■ **THE TASK**: Output solely the number of lines containing the string "React".

:::::

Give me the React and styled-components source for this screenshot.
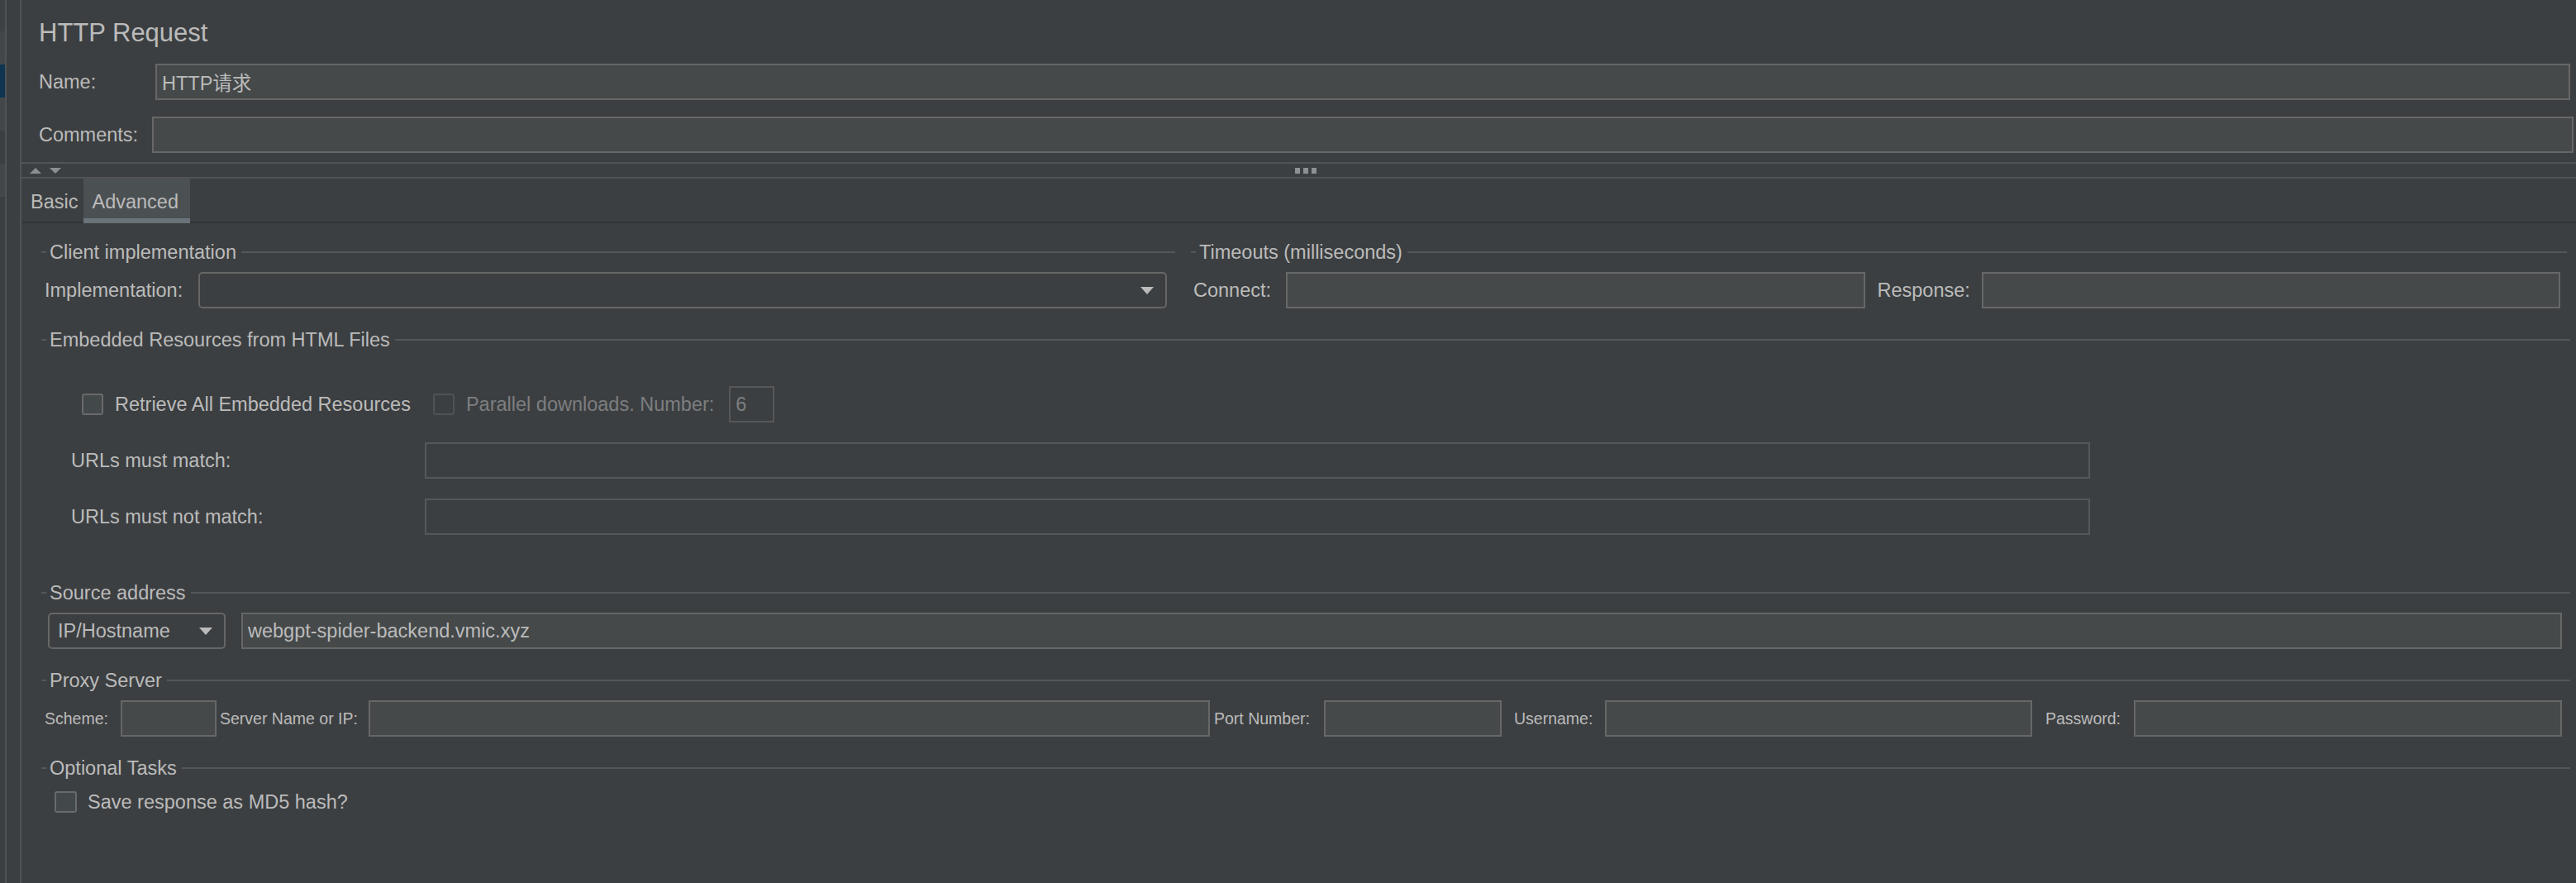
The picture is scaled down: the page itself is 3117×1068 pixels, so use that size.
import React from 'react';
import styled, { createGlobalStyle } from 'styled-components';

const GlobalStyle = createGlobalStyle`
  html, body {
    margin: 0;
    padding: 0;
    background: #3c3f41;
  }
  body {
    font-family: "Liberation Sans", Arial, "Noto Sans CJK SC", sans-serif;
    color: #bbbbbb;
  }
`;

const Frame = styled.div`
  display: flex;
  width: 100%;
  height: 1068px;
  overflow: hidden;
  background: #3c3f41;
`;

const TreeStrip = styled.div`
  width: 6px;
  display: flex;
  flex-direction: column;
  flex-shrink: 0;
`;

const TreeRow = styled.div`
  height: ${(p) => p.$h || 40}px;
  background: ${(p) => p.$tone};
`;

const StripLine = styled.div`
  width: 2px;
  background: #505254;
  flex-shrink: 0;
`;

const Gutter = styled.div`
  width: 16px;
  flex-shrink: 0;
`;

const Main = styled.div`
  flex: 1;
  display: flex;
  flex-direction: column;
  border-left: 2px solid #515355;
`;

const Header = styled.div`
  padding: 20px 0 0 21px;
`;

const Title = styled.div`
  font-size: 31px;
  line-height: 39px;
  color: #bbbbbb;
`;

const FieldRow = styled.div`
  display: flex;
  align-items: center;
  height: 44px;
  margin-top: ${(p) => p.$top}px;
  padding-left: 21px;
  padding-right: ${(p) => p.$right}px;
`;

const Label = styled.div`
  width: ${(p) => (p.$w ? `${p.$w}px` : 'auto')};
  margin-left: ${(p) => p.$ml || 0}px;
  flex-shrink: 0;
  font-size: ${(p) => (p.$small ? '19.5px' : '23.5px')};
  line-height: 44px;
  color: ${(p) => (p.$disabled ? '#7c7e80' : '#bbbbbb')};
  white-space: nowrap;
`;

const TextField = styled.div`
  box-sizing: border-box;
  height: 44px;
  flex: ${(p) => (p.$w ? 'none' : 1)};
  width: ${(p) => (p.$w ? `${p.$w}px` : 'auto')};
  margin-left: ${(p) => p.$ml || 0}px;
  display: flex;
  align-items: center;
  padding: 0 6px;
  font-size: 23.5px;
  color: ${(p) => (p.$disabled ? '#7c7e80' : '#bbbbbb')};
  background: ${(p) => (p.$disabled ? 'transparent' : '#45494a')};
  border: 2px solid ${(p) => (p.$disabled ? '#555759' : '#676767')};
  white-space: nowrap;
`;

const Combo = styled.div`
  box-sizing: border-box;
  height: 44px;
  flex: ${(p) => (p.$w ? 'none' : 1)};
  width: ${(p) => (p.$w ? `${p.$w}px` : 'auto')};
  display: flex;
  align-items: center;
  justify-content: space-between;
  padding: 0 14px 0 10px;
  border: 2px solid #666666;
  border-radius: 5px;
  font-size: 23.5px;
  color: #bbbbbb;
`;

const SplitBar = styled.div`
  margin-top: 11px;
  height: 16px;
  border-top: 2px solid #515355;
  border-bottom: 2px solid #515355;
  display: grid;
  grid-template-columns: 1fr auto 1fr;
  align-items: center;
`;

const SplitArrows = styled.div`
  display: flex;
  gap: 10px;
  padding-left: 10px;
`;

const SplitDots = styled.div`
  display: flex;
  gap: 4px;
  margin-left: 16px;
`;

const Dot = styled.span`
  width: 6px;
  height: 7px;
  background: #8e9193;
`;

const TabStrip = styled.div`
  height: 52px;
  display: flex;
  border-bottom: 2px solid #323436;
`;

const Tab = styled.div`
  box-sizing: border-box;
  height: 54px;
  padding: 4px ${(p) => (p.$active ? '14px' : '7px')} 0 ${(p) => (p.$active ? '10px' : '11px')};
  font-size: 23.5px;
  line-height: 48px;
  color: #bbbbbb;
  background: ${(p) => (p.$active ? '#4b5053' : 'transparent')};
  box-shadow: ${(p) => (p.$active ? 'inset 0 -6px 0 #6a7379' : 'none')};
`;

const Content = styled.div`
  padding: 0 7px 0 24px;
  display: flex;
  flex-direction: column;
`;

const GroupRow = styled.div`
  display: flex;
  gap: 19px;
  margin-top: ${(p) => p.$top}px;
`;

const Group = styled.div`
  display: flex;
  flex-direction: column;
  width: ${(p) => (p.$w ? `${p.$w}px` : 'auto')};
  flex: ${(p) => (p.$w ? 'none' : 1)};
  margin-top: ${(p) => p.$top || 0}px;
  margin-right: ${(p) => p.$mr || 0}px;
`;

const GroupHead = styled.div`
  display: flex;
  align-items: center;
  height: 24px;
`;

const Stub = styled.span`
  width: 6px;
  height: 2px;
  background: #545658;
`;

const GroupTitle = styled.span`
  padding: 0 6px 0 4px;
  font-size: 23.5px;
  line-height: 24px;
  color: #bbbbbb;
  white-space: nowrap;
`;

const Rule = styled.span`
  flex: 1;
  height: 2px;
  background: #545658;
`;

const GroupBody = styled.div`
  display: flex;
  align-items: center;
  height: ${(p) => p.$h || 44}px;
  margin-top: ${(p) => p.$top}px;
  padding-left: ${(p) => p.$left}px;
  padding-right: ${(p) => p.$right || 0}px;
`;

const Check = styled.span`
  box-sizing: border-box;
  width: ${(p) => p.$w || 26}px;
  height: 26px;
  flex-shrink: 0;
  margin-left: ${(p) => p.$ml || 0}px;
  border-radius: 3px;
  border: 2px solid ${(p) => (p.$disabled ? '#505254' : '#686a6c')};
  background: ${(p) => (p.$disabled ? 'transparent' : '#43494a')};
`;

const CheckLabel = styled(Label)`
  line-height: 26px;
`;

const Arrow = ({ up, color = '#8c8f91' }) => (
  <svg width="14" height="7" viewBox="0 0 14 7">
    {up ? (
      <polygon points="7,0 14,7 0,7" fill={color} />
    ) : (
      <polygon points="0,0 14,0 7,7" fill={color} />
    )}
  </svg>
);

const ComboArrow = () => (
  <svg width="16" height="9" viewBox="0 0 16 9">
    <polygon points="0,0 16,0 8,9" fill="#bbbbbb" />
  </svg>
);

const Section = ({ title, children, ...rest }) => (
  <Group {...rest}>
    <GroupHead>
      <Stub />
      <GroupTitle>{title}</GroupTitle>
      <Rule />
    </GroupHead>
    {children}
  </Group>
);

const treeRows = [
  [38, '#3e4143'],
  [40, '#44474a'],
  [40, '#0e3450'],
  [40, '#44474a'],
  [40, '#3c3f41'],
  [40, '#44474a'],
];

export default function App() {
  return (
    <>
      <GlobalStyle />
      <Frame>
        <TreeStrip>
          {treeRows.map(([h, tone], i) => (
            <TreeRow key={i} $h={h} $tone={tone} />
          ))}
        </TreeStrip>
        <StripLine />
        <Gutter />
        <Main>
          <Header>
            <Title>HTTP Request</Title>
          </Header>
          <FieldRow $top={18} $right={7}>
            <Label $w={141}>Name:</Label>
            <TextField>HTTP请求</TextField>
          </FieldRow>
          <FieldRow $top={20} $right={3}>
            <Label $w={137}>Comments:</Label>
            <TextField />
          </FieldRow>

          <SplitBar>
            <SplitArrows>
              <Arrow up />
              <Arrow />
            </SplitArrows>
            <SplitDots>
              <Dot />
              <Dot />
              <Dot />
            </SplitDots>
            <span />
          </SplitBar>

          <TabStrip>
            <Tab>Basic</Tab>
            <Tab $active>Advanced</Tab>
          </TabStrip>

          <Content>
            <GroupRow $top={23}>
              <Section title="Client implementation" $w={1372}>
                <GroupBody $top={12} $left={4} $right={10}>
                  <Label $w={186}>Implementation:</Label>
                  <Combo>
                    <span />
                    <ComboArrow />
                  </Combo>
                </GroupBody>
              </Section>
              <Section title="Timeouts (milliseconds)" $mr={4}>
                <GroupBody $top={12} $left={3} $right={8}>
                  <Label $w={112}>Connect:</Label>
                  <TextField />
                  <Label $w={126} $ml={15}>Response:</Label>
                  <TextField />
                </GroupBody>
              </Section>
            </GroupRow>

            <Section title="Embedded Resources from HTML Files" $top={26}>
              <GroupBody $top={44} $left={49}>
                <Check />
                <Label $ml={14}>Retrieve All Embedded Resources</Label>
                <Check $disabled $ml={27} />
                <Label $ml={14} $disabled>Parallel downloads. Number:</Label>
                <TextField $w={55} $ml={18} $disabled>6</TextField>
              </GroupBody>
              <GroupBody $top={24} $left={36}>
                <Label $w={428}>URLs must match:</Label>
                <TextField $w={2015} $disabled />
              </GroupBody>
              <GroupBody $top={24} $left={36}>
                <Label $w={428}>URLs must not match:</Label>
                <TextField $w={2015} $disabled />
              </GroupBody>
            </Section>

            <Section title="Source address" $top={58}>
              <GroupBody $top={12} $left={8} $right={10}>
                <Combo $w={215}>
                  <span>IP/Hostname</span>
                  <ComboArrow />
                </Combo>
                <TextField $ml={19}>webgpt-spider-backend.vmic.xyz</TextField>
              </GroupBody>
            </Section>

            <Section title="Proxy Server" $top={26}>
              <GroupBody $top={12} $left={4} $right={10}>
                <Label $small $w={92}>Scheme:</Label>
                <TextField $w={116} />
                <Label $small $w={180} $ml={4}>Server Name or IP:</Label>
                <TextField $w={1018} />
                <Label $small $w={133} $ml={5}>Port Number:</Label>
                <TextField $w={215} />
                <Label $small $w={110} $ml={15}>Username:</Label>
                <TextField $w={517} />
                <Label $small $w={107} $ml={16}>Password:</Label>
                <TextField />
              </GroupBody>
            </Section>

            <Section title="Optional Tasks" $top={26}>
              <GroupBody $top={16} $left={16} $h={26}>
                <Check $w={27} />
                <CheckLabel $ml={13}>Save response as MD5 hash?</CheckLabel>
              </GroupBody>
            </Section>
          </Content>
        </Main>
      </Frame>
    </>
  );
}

:::::

■ **COMPLETE RESPONSE**: 2